EXERCISE DIRECTIONS: In your copy, leave out the pictures and repeat the entries below exactly.
= = = = =
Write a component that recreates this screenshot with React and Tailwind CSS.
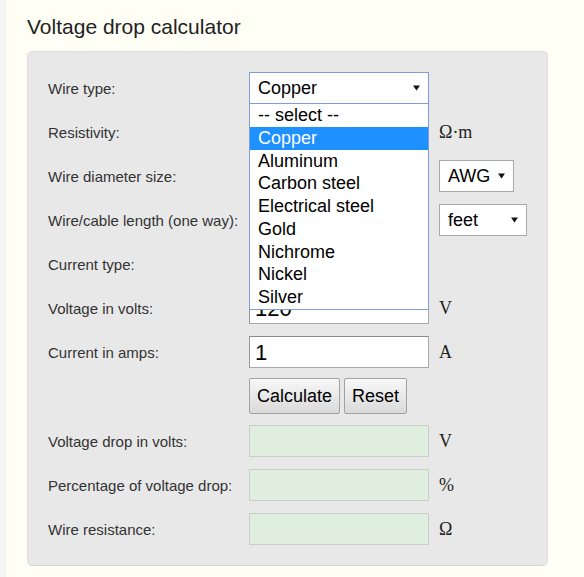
import React from "react";

const Arrow = () => (
  <svg width="7" height="6" viewBox="0 0 7 6" className="shrink-0">
    <path d="M0 0.5H7L3.5 5.5Z" fill="#111" />
  </svg>
);

const options = [
  "-- select --",
  "Copper",
  "Aluminum",
  "Carbon steel",
  "Electrical steel",
  "Gold",
  "Nichrome",
  "Nickel",
  "Silver",
];

function Label({ children }) {
  return <div className="w-[201px] shrink-0 text-[15px] text-[#333] leading-none">{children}</div>;
}

function Unit({ children }) {
  return (
    <div className="ml-[10px] text-[18px] text-[#222] leading-none" style={{ fontFamily: '"Liberation Serif", "Times New Roman", serif' }}>
      {children}
    </div>
  );
}

function TextInput({ value }) {
  return (
    <div className="w-[180px] h-8 bg-white border border-[#a9a9a9] border-t-[#8a8a8a] border-l-[#999] flex items-center pl-[5px] text-[22px] text-black overflow-hidden">
      {value}
    </div>
  );
}

function OutInput() {
  return <div className="w-[180px] h-8 bg-[#dfeedf] border border-[#c8cfc8]" />;
}

function SmallSelect({ value, width }) {
  return (
    <div className={`${width} h-8 bg-white border border-[#a9a9a9] flex items-center justify-between pl-[8px] pr-[8px] text-[18px] text-black`}>
      <span>{value}</span>
      <Arrow />
    </div>
  );
}

export default function App() {
  return (
    <div
      className="min-h-[577px] w-full bg-[#fffff6] border-l-[6px] border-[#f4f4f4]"
      style={{ fontFamily: '"Liberation Sans", Arial, sans-serif' }}
    >
      <div className="pl-[21px] pt-[15px] w-[542px]">
        <h1 className="text-[21px] leading-[24px] text-[#222] font-normal">Voltage drop calculator</h1>
        <div className="mt-[12px] bg-[#e8e8e8] border border-[#dedede] border-b-[#d4d4d4] rounded-[5px] pl-[20px] pt-[20px] pb-[20px]">
          <div className="flex flex-col gap-3">
            <div className="flex items-center h-8">
              <Label>Wire type:</Label>
              <div className="relative w-[180px] h-8">
                <div className="w-[180px] h-8 bg-white border border-[#7d9fd6] flex items-center justify-between pl-[8px] pr-[8px] text-[18px] text-black">
                  <span>Copper</span>
                  <Arrow />
                </div>
                <div className="absolute left-0 top-full z-10 w-[180px] bg-white border border-[#7d9fd6] border-t-0 text-[18px] text-black">
                  {options.map((o, i) => (
                    <div
                      key={o}
                      className={`h-[22.75px] leading-[22px] pl-[8px] whitespace-nowrap ${i === 1 ? "bg-[#1e90ff] text-white" : ""}`}
                    >
                      {o}
                    </div>
                  ))}
                </div>
              </div>
            </div>
            <div className="flex items-center h-8">
              <Label>Resistivity:</Label>
              <TextInput value="" />
              <Unit>Ω·m</Unit>
            </div>
            <div className="flex items-center h-8">
              <Label>Wire diameter size:</Label>
              <TextInput value="" />
              <div className="ml-[10px]">
                <SmallSelect value="AWG" width="w-[75px]" />
              </div>
            </div>
            <div className="flex items-center h-8">
              <Label>Wire/cable length (one way):</Label>
              <TextInput value="" />
              <div className="ml-[10px]">
                <SmallSelect value="feet" width="w-[88px]" />
              </div>
            </div>
            <div className="flex items-center h-8">
              <Label>Current type:</Label>
              <SmallSelect value="" width="w-[180px]" />
            </div>
            <div className="flex items-center h-8">
              <Label>Voltage in volts:</Label>
              <TextInput value="120" />
              <Unit>V</Unit>
            </div>
            <div className="flex items-center h-8">
              <Label>Current in amps:</Label>
              <TextInput value="1" />
              <Unit>A</Unit>
            </div>
          </div>
          <div className="flex items-center h-9 mt-[10px]">
            <div className="w-[201px] shrink-0" />
            <div className="flex gap-[4px] h-9">
              <button className="h-9 px-[7px] border border-[#a3a3a3] rounded-[2px] bg-gradient-to-b from-[#f8f8f8] to-[#dadada] text-[18px] text-black">
                Calculate
              </button>
              <button className="h-9 px-[7px] border border-[#a3a3a3] rounded-[2px] bg-gradient-to-b from-[#f8f8f8] to-[#dadada] text-[18px] text-black">
                Reset
              </button>
            </div>
          </div>
          <div className="flex flex-col gap-3 mt-[11px]">
            <div className="flex items-center h-8">
              <Label>Voltage drop in volts:</Label>
              <OutInput />
              <Unit>V</Unit>
            </div>
            <div className="flex items-center h-8">
              <Label>Percentage of voltage drop:</Label>
              <OutInput />
              <Unit>%</Unit>
            </div>
            <div className="flex items-center h-8">
              <Label>Wire resistance:</Label>
              <OutInput />
              <Unit>Ω</Unit>
            </div>
          </div>
        </div>
      </div>
    </div>
  );
}
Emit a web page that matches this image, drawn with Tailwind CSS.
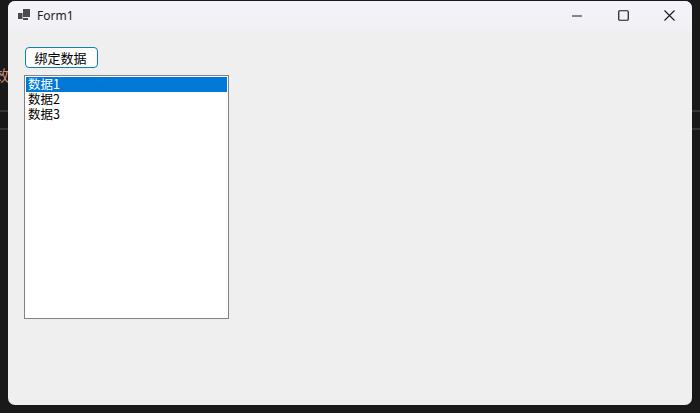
= = = = =
RESPONSE TO THE TASK:
Write a component that recreates this screenshot with React and Tailwind CSS.
import React from "react";

const Arrow = () => (
  <svg width="7" height="6" viewBox="0 0 7 6" className="shrink-0">
    <path d="M0 0.5H7L3.5 5.5Z" fill="#111" />
  </svg>
);

const options = [
  "-- select --",
  "Copper",
  "Aluminum",
  "Carbon steel",
  "Electrical steel",
  "Gold",
  "Nichrome",
  "Nickel",
  "Silver",
];

function Label({ children }) {
  return <div className="w-[201px] shrink-0 text-[15px] text-[#333] leading-none">{children}</div>;
}

function Unit({ children }) {
  return (
    <div className="ml-[10px] text-[18px] text-[#222] leading-none" style={{ fontFamily: '"Liberation Serif", "Times New Roman", serif' }}>
      {children}
    </div>
  );
}

function TextInput({ value }) {
  return (
    <div className="w-[180px] h-8 bg-white border border-[#a9a9a9] border-t-[#8a8a8a] border-l-[#999] flex items-center pl-[5px] text-[22px] text-black overflow-hidden">
      {value}
    </div>
  );
}

function OutInput() {
  return <div className="w-[180px] h-8 bg-[#dfeedf] border border-[#c8cfc8]" />;
}

function SmallSelect({ value, width }) {
  return (
    <div className={`${width} h-8 bg-white border border-[#a9a9a9] flex items-center justify-between pl-[8px] pr-[8px] text-[18px] text-black`}>
      <span>{value}</span>
      <Arrow />
    </div>
  );
}

export default function App() {
  return (
    <div
      className="min-h-[577px] w-full bg-[#fffff6] border-l-[6px] border-[#f4f4f4]"
      style={{ fontFamily: '"Liberation Sans", Arial, sans-serif' }}
    >
      <div className="pl-[21px] pt-[15px] w-[542px]">
        <h1 className="text-[21px] leading-[24px] text-[#222] font-normal">Voltage drop calculator</h1>
        <div className="mt-[12px] bg-[#e8e8e8] border border-[#dedede] border-b-[#d4d4d4] rounded-[5px] pl-[20px] pt-[20px] pb-[20px]">
          <div className="flex flex-col gap-3">
            <div className="flex items-center h-8">
              <Label>Wire type:</Label>
              <div className="relative w-[180px] h-8">
                <div className="w-[180px] h-8 bg-white border border-[#7d9fd6] flex items-center justify-between pl-[8px] pr-[8px] text-[18px] text-black">
                  <span>Copper</span>
                  <Arrow />
                </div>
                <div className="absolute left-0 top-full z-10 w-[180px] bg-white border border-[#7d9fd6] border-t-0 text-[18px] text-black">
                  {options.map((o, i) => (
                    <div
                      key={o}
                      className={`h-[22.75px] leading-[22px] pl-[8px] whitespace-nowrap ${i === 1 ? "bg-[#1e90ff] text-white" : ""}`}
                    >
                      {o}
                    </div>
                  ))}
                </div>
              </div>
            </div>
            <div className="flex items-center h-8">
              <Label>Resistivity:</Label>
              <TextInput value="" />
              <Unit>Ω·m</Unit>
            </div>
            <div className="flex items-center h-8">
              <Label>Wire diameter size:</Label>
              <TextInput value="" />
              <div className="ml-[10px]">
                <SmallSelect value="AWG" width="w-[75px]" />
              </div>
            </div>
            <div className="flex items-center h-8">
              <Label>Wire/cable length (one way):</Label>
              <TextInput value="" />
              <div className="ml-[10px]">
                <SmallSelect value="feet" width="w-[88px]" />
              </div>
            </div>
            <div className="flex items-center h-8">
              <Label>Current type:</Label>
              <SmallSelect value="" width="w-[180px]" />
            </div>
            <div className="flex items-center h-8">
              <Label>Voltage in volts:</Label>
              <TextInput value="120" />
              <Unit>V</Unit>
            </div>
            <div className="flex items-center h-8">
              <Label>Current in amps:</Label>
              <TextInput value="1" />
              <Unit>A</Unit>
            </div>
          </div>
          <div className="flex items-center h-9 mt-[10px]">
            <div className="w-[201px] shrink-0" />
            <div className="flex gap-[4px] h-9">
              <button className="h-9 px-[7px] border border-[#a3a3a3] rounded-[2px] bg-gradient-to-b from-[#f8f8f8] to-[#dadada] text-[18px] text-black">
                Calculate
              </button>
              <button className="h-9 px-[7px] border border-[#a3a3a3] rounded-[2px] bg-gradient-to-b from-[#f8f8f8] to-[#dadada] text-[18px] text-black">
                Reset
              </button>
            </div>
          </div>
          <div className="flex flex-col gap-3 mt-[11px]">
            <div className="flex items-center h-8">
              <Label>Voltage drop in volts:</Label>
              <OutInput />
              <Unit>V</Unit>
            </div>
            <div className="flex items-center h-8">
              <Label>Percentage of voltage drop:</Label>
              <OutInput />
              <Unit>%</Unit>
            </div>
            <div className="flex items-center h-8">
              <Label>Wire resistance:</Label>
              <OutInput />
              <Unit>Ω</Unit>
            </div>
          </div>
        </div>
      </div>
    </div>
  );
}
Emit a web page that matches this image, drawn with Tailwind CSS.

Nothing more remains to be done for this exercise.